WHAT YOU ARE ASKED TO DO: Emit the data below verbatim, stripping out any pictures.

INFORMATION SHOWN:
++++
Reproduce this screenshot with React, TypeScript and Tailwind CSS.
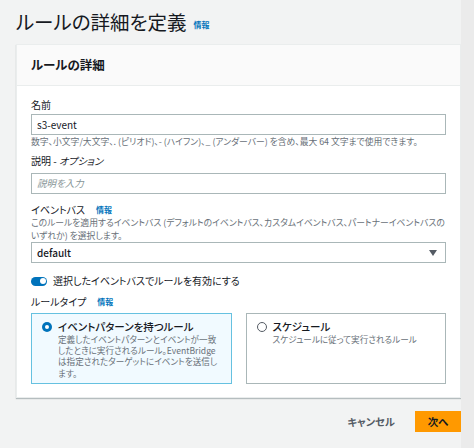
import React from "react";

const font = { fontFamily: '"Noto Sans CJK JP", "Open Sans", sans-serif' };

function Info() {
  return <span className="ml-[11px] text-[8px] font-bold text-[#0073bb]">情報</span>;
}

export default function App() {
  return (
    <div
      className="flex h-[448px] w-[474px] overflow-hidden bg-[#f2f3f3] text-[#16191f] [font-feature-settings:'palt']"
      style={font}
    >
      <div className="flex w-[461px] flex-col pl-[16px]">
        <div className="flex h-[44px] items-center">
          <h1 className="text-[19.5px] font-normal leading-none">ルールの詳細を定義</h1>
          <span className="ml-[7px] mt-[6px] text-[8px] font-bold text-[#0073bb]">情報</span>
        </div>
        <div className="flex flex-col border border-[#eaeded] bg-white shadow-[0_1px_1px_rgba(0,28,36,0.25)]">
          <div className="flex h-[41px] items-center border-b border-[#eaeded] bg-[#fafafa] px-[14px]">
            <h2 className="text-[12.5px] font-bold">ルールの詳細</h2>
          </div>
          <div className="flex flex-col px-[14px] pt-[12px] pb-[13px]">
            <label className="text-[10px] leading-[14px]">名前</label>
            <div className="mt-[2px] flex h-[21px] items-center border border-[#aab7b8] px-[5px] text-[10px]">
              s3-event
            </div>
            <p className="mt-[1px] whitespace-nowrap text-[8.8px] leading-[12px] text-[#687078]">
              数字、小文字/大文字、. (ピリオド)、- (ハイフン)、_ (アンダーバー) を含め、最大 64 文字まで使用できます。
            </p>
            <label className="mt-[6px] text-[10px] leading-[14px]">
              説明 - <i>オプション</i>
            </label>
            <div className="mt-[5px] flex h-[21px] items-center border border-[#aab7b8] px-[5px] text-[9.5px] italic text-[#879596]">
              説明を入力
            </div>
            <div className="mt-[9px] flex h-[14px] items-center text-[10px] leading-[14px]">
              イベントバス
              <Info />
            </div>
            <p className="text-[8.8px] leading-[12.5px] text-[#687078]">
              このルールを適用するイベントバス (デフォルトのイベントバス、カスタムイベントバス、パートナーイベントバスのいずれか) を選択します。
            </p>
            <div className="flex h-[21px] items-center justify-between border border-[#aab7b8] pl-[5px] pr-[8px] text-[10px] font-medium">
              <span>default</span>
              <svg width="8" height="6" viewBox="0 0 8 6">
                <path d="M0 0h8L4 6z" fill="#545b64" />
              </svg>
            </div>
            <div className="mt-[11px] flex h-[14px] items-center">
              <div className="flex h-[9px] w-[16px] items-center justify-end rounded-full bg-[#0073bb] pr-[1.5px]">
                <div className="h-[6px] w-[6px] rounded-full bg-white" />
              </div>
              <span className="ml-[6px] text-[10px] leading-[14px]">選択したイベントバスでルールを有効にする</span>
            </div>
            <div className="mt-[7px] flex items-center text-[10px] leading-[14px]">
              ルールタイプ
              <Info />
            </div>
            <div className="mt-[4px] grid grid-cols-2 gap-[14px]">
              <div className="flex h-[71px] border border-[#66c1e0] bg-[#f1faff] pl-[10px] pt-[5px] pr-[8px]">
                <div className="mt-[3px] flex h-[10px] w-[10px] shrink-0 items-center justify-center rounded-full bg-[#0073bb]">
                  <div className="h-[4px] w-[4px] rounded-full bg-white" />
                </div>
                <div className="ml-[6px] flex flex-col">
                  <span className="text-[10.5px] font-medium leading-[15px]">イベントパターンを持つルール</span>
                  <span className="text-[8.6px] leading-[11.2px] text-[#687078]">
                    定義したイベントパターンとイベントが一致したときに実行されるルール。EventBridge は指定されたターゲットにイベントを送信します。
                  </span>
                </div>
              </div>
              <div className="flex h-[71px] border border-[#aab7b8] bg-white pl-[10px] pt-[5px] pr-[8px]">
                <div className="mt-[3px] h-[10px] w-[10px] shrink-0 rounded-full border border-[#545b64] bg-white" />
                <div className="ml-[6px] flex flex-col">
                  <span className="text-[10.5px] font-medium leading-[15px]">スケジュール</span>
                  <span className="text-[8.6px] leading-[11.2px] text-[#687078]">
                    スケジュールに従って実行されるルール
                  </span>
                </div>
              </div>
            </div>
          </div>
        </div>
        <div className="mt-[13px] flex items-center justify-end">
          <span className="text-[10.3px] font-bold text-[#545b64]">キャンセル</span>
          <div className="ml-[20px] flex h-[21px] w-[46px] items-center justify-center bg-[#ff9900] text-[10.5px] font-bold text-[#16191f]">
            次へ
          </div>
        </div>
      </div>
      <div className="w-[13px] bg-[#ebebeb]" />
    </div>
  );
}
++++
RESPONSE TO THIS EXERCISE:
Reproduce this screenshot with React, TypeScript and Tailwind CSS.
import React from "react";

const font = { fontFamily: '"Noto Sans CJK JP", "Open Sans", sans-serif' };

function Info() {
  return <span className="ml-[11px] text-[8px] font-bold text-[#0073bb]">情報</span>;
}

export default function App() {
  return (
    <div
      className="flex h-[448px] w-[474px] overflow-hidden bg-[#f2f3f3] text-[#16191f] [font-feature-settings:'palt']"
      style={font}
    >
      <div className="flex w-[461px] flex-col pl-[16px]">
        <div className="flex h-[44px] items-center">
          <h1 className="text-[19.5px] font-normal leading-none">ルールの詳細を定義</h1>
          <span className="ml-[7px] mt-[6px] text-[8px] font-bold text-[#0073bb]">情報</span>
        </div>
        <div className="flex flex-col border border-[#eaeded] bg-white shadow-[0_1px_1px_rgba(0,28,36,0.25)]">
          <div className="flex h-[41px] items-center border-b border-[#eaeded] bg-[#fafafa] px-[14px]">
            <h2 className="text-[12.5px] font-bold">ルールの詳細</h2>
          </div>
          <div className="flex flex-col px-[14px] pt-[12px] pb-[13px]">
            <label className="text-[10px] leading-[14px]">名前</label>
            <div className="mt-[2px] flex h-[21px] items-center border border-[#aab7b8] px-[5px] text-[10px]">
              s3-event
            </div>
            <p className="mt-[1px] whitespace-nowrap text-[8.8px] leading-[12px] text-[#687078]">
              数字、小文字/大文字、. (ピリオド)、- (ハイフン)、_ (アンダーバー) を含め、最大 64 文字まで使用できます。
            </p>
            <label className="mt-[6px] text-[10px] leading-[14px]">
              説明 - <i>オプション</i>
            </label>
            <div className="mt-[5px] flex h-[21px] items-center border border-[#aab7b8] px-[5px] text-[9.5px] italic text-[#879596]">
              説明を入力
            </div>
            <div className="mt-[9px] flex h-[14px] items-center text-[10px] leading-[14px]">
              イベントバス
              <Info />
            </div>
            <p className="text-[8.8px] leading-[12.5px] text-[#687078]">
              このルールを適用するイベントバス (デフォルトのイベントバス、カスタムイベントバス、パートナーイベントバスのいずれか) を選択します。
            </p>
            <div className="flex h-[21px] items-center justify-between border border-[#aab7b8] pl-[5px] pr-[8px] text-[10px] font-medium">
              <span>default</span>
              <svg width="8" height="6" viewBox="0 0 8 6">
                <path d="M0 0h8L4 6z" fill="#545b64" />
              </svg>
            </div>
            <div className="mt-[11px] flex h-[14px] items-center">
              <div className="flex h-[9px] w-[16px] items-center justify-end rounded-full bg-[#0073bb] pr-[1.5px]">
                <div className="h-[6px] w-[6px] rounded-full bg-white" />
              </div>
              <span className="ml-[6px] text-[10px] leading-[14px]">選択したイベントバスでルールを有効にする</span>
            </div>
            <div className="mt-[7px] flex items-center text-[10px] leading-[14px]">
              ルールタイプ
              <Info />
            </div>
            <div className="mt-[4px] grid grid-cols-2 gap-[14px]">
              <div className="flex h-[71px] border border-[#66c1e0] bg-[#f1faff] pl-[10px] pt-[5px] pr-[8px]">
                <div className="mt-[3px] flex h-[10px] w-[10px] shrink-0 items-center justify-center rounded-full bg-[#0073bb]">
                  <div className="h-[4px] w-[4px] rounded-full bg-white" />
                </div>
                <div className="ml-[6px] flex flex-col">
                  <span className="text-[10.5px] font-medium leading-[15px]">イベントパターンを持つルール</span>
                  <span className="text-[8.6px] leading-[11.2px] text-[#687078]">
                    定義したイベントパターンとイベントが一致したときに実行されるルール。EventBridge は指定されたターゲットにイベントを送信します。
                  </span>
                </div>
              </div>
              <div className="flex h-[71px] border border-[#aab7b8] bg-white pl-[10px] pt-[5px] pr-[8px]">
                <div className="mt-[3px] h-[10px] w-[10px] shrink-0 rounded-full border border-[#545b64] bg-white" />
                <div className="ml-[6px] flex flex-col">
                  <span className="text-[10.5px] font-medium leading-[15px]">スケジュール</span>
                  <span className="text-[8.6px] leading-[11.2px] text-[#687078]">
                    スケジュールに従って実行されるルール
                  </span>
                </div>
              </div>
            </div>
          </div>
        </div>
        <div className="mt-[13px] flex items-center justify-end">
          <span className="text-[10.3px] font-bold text-[#545b64]">キャンセル</span>
          <div className="ml-[20px] flex h-[21px] w-[46px] items-center justify-center bg-[#ff9900] text-[10.5px] font-bold text-[#16191f]">
            次へ
          </div>
        </div>
      </div>
      <div className="w-[13px] bg-[#ebebeb]" />
    </div>
  );
}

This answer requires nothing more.